* Begin DATA SHOWN *

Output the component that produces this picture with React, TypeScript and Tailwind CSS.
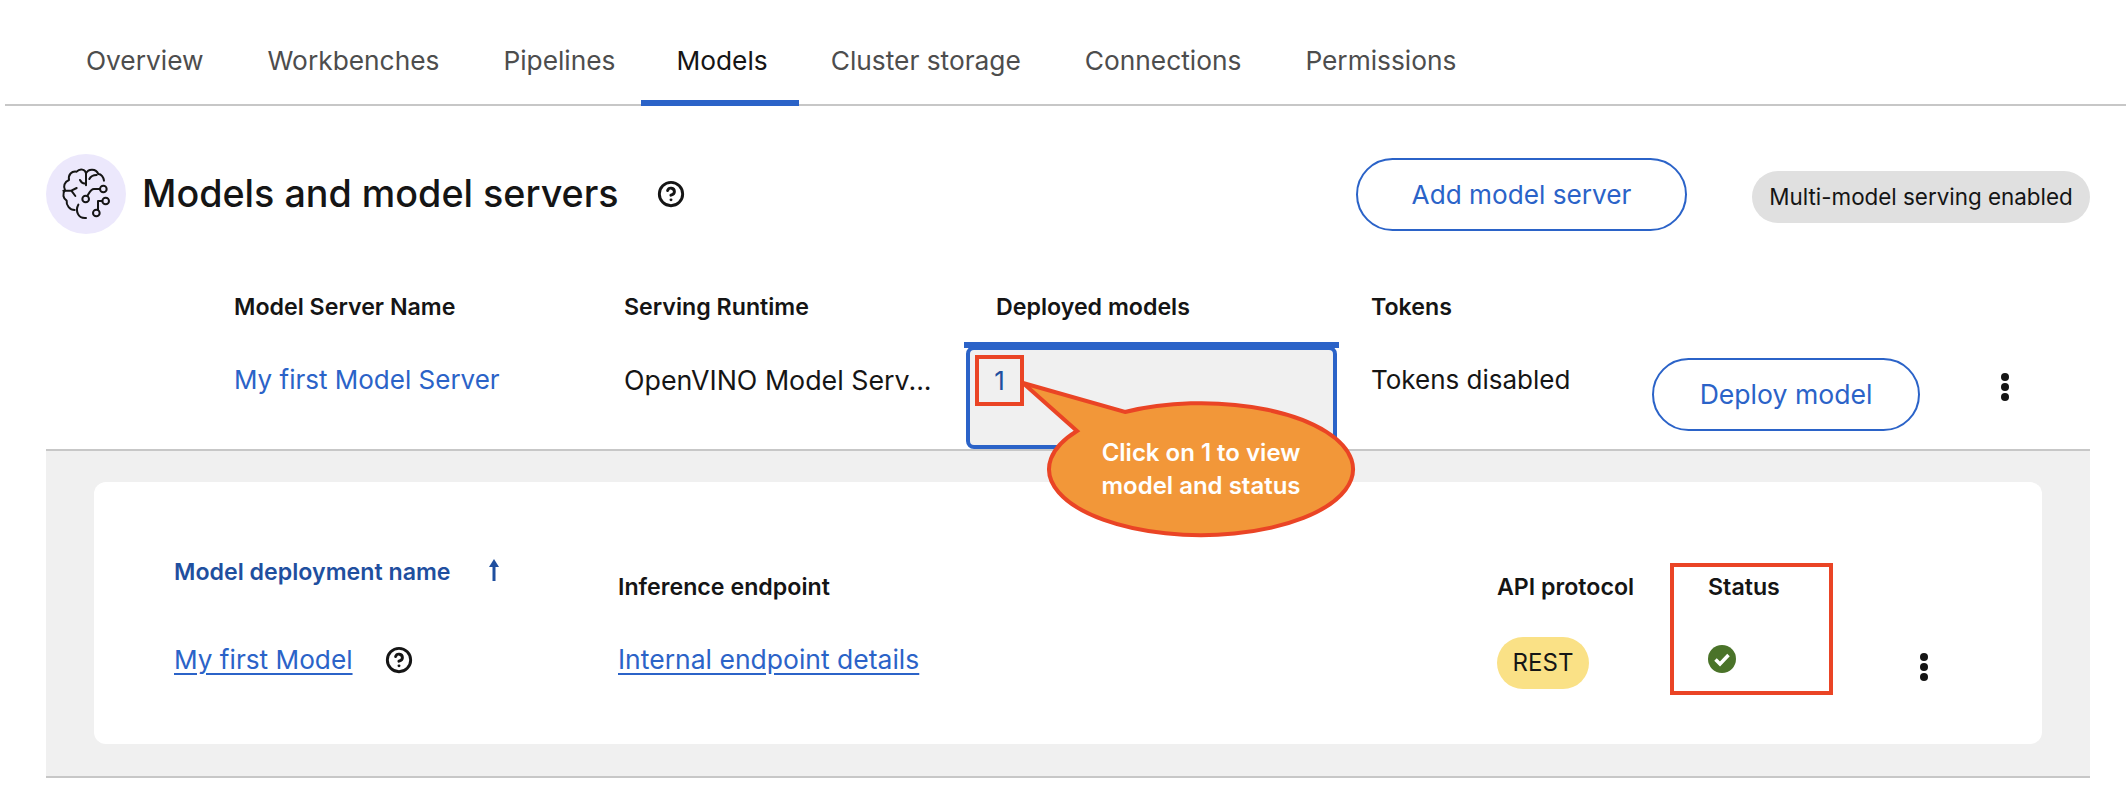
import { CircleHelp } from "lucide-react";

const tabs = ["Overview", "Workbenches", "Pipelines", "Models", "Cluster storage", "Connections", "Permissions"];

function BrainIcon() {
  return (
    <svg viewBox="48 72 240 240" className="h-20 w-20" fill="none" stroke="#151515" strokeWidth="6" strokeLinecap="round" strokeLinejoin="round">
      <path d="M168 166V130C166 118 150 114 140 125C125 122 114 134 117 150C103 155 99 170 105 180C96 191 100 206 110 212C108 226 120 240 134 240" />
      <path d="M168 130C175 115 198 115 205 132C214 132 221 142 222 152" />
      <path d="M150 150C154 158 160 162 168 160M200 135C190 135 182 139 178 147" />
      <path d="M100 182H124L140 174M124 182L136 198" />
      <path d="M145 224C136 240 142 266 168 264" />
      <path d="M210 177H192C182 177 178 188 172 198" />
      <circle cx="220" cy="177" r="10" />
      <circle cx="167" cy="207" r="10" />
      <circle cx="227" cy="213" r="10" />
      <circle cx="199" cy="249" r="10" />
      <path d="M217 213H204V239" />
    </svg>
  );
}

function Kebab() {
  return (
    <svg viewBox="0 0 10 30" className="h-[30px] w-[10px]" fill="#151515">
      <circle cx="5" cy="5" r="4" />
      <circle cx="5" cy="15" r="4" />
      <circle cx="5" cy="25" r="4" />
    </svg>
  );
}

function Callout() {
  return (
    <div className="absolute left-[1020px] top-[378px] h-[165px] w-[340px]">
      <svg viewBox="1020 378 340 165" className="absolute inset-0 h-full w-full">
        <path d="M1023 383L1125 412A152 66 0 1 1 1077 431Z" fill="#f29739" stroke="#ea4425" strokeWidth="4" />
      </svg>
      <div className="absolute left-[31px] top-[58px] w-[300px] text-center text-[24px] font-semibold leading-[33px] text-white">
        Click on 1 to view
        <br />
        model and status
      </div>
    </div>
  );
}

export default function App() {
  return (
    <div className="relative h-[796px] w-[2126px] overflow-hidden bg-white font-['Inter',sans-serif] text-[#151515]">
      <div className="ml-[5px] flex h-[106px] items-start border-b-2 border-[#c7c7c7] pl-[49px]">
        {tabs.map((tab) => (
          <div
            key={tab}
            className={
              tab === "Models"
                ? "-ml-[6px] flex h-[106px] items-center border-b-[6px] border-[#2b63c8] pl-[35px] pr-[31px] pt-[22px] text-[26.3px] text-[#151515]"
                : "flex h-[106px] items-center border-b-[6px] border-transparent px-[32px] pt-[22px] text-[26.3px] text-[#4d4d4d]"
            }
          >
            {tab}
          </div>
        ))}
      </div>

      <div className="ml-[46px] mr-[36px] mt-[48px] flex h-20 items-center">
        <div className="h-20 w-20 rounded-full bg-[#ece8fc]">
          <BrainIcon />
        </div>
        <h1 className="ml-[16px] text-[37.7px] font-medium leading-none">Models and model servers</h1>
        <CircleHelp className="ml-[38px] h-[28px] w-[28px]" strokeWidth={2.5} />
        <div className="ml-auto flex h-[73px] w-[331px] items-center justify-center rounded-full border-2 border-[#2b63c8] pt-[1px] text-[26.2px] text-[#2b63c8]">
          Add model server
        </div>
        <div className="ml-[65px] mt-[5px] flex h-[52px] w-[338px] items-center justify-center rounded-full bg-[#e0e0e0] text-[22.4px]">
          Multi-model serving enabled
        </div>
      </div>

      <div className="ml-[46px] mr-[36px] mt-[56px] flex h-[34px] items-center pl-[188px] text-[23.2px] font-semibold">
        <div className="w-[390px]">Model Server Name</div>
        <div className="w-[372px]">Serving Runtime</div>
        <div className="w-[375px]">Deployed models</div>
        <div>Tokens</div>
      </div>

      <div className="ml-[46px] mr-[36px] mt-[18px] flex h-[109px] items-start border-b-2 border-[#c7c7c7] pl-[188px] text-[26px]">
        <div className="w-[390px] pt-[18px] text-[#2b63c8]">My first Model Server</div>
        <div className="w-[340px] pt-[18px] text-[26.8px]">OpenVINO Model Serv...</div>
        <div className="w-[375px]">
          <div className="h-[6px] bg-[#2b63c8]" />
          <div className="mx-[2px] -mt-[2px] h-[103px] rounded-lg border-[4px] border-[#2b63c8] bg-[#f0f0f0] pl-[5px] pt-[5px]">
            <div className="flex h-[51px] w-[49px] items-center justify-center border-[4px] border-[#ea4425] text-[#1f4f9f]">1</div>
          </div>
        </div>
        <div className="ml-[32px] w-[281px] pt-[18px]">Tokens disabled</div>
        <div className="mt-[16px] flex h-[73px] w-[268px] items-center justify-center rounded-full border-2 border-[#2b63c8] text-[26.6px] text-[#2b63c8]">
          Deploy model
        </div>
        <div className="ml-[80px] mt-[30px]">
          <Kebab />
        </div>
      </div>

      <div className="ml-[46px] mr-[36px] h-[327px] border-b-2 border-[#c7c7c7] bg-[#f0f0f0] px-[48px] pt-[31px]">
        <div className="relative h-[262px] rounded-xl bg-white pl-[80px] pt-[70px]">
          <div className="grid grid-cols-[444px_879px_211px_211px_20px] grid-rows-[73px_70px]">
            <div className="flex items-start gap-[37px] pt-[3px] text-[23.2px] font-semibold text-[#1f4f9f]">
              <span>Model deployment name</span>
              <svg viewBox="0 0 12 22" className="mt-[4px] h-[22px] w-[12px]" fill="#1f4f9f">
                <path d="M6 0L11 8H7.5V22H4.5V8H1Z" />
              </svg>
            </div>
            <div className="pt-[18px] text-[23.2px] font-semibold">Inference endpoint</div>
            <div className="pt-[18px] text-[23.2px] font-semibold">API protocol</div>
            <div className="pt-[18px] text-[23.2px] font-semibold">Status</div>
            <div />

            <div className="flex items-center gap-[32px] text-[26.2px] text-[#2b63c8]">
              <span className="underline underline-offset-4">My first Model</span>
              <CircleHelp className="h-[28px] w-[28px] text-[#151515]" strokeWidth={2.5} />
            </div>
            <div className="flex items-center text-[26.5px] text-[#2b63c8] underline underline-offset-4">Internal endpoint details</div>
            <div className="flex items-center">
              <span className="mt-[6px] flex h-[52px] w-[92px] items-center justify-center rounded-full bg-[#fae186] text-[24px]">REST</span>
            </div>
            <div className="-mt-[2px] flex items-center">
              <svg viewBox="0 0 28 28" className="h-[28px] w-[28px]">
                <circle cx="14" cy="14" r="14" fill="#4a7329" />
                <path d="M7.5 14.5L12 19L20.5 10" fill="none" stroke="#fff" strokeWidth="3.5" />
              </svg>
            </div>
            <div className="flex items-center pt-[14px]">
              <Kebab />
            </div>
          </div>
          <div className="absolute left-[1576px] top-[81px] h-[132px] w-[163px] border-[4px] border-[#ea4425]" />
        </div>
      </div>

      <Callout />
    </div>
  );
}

* End DATA SHOWN *
* Begin DATA SHOWN *

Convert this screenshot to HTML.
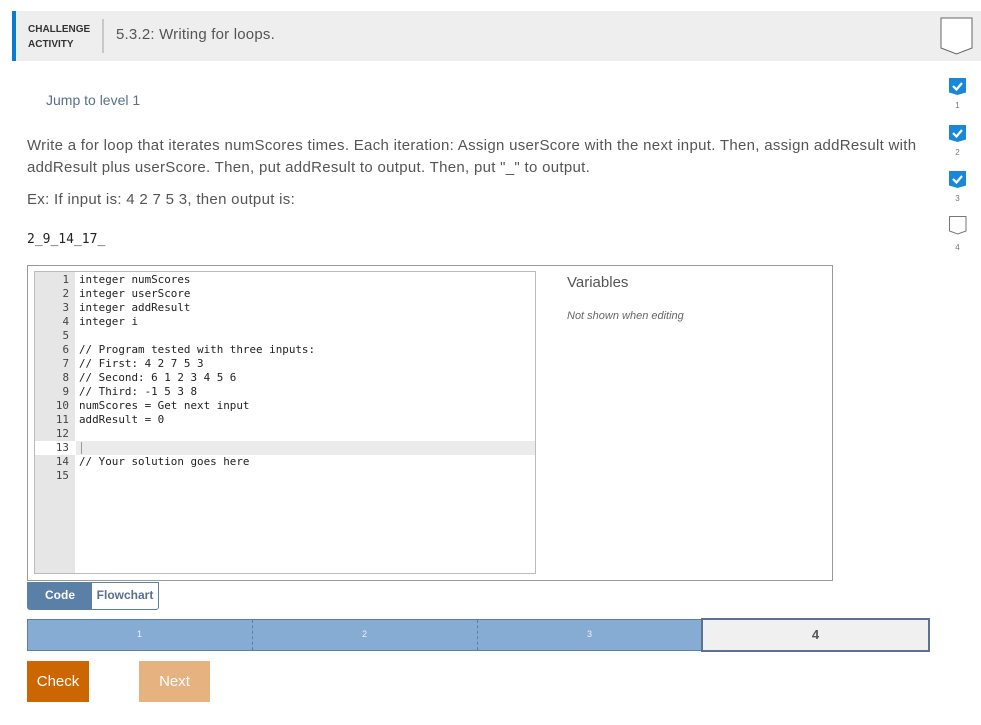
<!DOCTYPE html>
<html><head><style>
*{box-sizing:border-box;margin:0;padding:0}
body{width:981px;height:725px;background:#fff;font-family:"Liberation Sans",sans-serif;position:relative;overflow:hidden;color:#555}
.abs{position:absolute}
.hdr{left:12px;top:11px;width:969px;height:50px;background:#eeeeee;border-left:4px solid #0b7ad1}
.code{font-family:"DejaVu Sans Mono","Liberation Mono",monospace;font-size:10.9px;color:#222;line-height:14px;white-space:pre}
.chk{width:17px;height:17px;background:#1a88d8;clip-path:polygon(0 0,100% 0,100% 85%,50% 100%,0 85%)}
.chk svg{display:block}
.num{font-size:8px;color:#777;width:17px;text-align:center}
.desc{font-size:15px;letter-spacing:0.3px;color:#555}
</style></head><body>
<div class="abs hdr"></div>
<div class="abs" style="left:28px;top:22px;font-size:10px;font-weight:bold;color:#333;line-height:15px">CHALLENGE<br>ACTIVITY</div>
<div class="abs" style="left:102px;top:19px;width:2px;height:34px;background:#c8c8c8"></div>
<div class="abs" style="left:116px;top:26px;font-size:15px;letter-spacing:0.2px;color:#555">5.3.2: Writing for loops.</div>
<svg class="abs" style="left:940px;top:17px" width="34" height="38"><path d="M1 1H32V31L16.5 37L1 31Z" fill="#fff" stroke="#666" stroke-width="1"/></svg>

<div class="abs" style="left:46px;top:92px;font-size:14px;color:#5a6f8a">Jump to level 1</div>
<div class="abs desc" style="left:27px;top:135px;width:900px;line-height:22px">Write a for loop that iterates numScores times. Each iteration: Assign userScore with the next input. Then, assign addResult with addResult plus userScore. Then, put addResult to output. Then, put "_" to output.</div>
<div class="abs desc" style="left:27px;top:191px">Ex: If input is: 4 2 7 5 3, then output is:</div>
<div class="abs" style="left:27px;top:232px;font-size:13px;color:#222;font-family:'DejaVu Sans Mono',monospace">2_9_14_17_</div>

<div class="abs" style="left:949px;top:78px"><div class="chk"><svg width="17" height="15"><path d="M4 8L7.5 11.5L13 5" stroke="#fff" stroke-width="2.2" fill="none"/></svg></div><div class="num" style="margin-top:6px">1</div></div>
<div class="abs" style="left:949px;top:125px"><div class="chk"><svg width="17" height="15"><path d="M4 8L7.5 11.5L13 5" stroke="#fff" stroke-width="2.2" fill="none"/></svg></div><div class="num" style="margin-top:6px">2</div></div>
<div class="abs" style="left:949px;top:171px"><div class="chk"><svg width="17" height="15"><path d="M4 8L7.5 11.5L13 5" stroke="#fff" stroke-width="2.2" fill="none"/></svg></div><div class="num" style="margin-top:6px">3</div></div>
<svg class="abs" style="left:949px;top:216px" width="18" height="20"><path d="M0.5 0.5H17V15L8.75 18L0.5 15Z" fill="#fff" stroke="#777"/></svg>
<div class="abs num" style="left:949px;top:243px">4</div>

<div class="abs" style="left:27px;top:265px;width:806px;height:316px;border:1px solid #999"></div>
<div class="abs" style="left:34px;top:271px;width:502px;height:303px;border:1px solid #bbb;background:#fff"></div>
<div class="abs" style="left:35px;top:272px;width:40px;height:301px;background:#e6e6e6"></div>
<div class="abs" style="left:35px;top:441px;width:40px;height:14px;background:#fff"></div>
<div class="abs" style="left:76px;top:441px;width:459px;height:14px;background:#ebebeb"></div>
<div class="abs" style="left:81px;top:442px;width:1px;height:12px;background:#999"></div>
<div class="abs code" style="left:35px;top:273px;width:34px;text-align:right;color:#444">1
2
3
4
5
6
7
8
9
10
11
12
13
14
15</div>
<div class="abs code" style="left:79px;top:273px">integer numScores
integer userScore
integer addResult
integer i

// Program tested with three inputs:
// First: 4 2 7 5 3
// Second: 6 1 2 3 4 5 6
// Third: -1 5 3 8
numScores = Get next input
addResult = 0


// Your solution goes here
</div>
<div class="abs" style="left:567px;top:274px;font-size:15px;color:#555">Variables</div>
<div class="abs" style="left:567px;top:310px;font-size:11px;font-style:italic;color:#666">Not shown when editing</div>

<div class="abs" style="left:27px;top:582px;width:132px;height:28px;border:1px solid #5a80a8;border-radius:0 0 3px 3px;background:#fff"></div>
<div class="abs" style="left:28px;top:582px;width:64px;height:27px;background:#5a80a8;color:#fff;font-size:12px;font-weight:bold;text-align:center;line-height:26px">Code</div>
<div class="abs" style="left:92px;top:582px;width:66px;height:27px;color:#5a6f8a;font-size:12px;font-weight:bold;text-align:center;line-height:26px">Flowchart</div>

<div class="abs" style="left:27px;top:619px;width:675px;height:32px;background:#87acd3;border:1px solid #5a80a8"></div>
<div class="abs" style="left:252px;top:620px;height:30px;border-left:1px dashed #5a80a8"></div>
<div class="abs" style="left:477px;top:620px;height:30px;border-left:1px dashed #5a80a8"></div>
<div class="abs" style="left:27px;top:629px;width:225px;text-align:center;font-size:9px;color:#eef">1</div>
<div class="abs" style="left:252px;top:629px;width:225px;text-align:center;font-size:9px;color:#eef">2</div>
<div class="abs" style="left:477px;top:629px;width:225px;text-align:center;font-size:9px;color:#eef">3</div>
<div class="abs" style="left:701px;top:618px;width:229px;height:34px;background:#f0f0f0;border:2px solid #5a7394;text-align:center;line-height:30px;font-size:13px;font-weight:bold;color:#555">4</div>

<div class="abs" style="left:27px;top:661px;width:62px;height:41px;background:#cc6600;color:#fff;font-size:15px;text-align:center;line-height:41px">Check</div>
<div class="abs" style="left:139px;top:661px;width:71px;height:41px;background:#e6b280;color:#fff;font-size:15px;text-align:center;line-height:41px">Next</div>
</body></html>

* End DATA SHOWN *
* Begin DATA SHOWN *

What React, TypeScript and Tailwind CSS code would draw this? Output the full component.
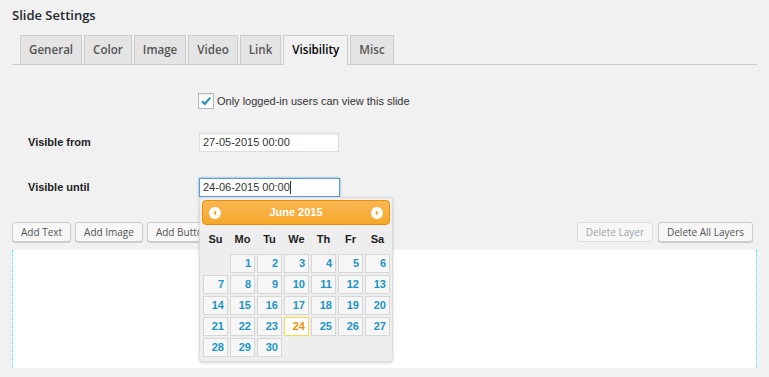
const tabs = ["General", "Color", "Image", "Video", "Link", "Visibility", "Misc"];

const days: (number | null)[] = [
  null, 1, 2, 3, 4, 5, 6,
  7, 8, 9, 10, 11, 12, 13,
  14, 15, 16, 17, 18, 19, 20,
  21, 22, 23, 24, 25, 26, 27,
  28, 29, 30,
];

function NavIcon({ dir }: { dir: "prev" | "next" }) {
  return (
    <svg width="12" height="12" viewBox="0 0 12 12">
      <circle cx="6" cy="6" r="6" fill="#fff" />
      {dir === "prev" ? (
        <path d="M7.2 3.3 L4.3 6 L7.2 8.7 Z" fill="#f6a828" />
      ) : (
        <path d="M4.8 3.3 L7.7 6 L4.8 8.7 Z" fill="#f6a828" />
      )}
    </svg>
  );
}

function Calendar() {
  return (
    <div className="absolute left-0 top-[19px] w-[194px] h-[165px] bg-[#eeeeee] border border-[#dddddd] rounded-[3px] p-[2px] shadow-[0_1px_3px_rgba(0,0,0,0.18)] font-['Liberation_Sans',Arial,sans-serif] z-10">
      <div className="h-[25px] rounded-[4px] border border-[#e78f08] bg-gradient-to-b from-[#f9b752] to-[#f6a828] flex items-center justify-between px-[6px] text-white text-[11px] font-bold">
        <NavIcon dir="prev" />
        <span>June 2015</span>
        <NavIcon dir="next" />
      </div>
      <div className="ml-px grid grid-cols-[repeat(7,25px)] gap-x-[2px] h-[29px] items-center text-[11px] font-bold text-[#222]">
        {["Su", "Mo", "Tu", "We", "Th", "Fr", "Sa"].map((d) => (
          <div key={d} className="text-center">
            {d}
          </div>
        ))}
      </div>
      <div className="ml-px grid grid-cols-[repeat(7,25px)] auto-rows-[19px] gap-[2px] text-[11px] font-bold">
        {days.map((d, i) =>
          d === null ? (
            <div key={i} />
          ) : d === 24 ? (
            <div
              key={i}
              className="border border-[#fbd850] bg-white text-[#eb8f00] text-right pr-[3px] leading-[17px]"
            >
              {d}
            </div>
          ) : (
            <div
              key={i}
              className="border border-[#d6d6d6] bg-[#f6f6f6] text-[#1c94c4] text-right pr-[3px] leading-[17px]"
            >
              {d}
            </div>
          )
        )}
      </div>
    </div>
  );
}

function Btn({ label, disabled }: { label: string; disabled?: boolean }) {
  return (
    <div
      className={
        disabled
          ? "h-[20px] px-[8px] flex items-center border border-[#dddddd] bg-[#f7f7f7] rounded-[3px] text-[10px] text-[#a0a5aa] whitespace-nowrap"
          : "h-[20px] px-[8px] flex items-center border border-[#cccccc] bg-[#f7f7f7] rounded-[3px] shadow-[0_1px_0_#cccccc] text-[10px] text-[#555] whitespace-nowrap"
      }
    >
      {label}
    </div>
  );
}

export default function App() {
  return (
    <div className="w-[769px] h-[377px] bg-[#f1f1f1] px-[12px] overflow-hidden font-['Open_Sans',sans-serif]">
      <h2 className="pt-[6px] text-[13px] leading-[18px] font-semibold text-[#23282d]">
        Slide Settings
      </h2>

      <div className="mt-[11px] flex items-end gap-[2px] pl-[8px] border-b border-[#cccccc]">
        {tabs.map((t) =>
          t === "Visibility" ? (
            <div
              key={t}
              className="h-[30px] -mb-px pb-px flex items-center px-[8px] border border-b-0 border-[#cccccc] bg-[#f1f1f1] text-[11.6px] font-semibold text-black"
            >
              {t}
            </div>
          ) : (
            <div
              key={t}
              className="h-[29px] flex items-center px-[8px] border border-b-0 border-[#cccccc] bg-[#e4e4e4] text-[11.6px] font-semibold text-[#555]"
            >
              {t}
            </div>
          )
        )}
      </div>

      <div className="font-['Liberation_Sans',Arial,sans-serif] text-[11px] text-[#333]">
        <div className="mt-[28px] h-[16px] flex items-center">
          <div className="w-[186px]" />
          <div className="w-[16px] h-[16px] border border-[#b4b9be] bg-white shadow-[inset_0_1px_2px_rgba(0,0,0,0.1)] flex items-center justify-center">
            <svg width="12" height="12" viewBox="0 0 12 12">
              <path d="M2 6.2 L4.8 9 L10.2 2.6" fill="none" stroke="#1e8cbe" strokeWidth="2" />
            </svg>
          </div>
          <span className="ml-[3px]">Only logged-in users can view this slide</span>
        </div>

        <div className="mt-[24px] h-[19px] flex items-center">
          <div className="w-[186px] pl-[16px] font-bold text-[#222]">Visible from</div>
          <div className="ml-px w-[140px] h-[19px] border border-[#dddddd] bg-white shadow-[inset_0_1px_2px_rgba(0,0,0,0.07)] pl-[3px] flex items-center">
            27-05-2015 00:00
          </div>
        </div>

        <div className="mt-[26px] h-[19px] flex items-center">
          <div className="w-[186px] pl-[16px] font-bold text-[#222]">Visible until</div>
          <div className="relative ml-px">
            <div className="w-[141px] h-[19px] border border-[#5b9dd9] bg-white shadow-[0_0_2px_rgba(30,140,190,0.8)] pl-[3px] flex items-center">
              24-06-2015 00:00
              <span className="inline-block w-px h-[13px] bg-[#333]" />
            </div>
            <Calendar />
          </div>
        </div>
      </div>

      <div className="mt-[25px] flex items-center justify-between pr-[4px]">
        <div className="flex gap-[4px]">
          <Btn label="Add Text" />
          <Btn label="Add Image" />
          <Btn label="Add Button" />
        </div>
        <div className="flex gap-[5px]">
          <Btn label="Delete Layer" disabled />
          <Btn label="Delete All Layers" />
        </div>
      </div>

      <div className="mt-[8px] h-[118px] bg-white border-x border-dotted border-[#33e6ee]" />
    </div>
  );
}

* End DATA SHOWN *

PROBLEM REQUIREMENTS
Find the word "full" in the material, then list each line that holds it.

RESPONSE TO THE EXERCISE
      <svg viewBox="1020 378 340 165" className="absolute inset-0 h-full w-full">
        <div className="h-20 w-20 rounded-full bg-[#ece8fc]">
        <div className="ml-auto flex h-[73px] w-[331px] items-center justify-center rounded-full border-2 border-[#2b63c8] pt-[1px] text-[26.2px] text-[#2b63c8]">
        <div className="ml-[65px] mt-[5px] flex h-[52px] w-[338px] items-center justify-center rounded-full bg-[#e0e0e0] text-[22.4px]">
        <div className="mt-[16px] flex h-[73px] w-[268px] items-center justify-center rounded-full border-2 border-[#2b63c8] text-[26.6px] text-[#2b63c8]">
              <span className="mt-[6px] flex h-[52px] w-[92px] items-center justify-center rounded-full bg-[#fae186] text-[24px]">REST</span>
What React, TypeScript and Tailwind CSS code would draw this? Output the full component.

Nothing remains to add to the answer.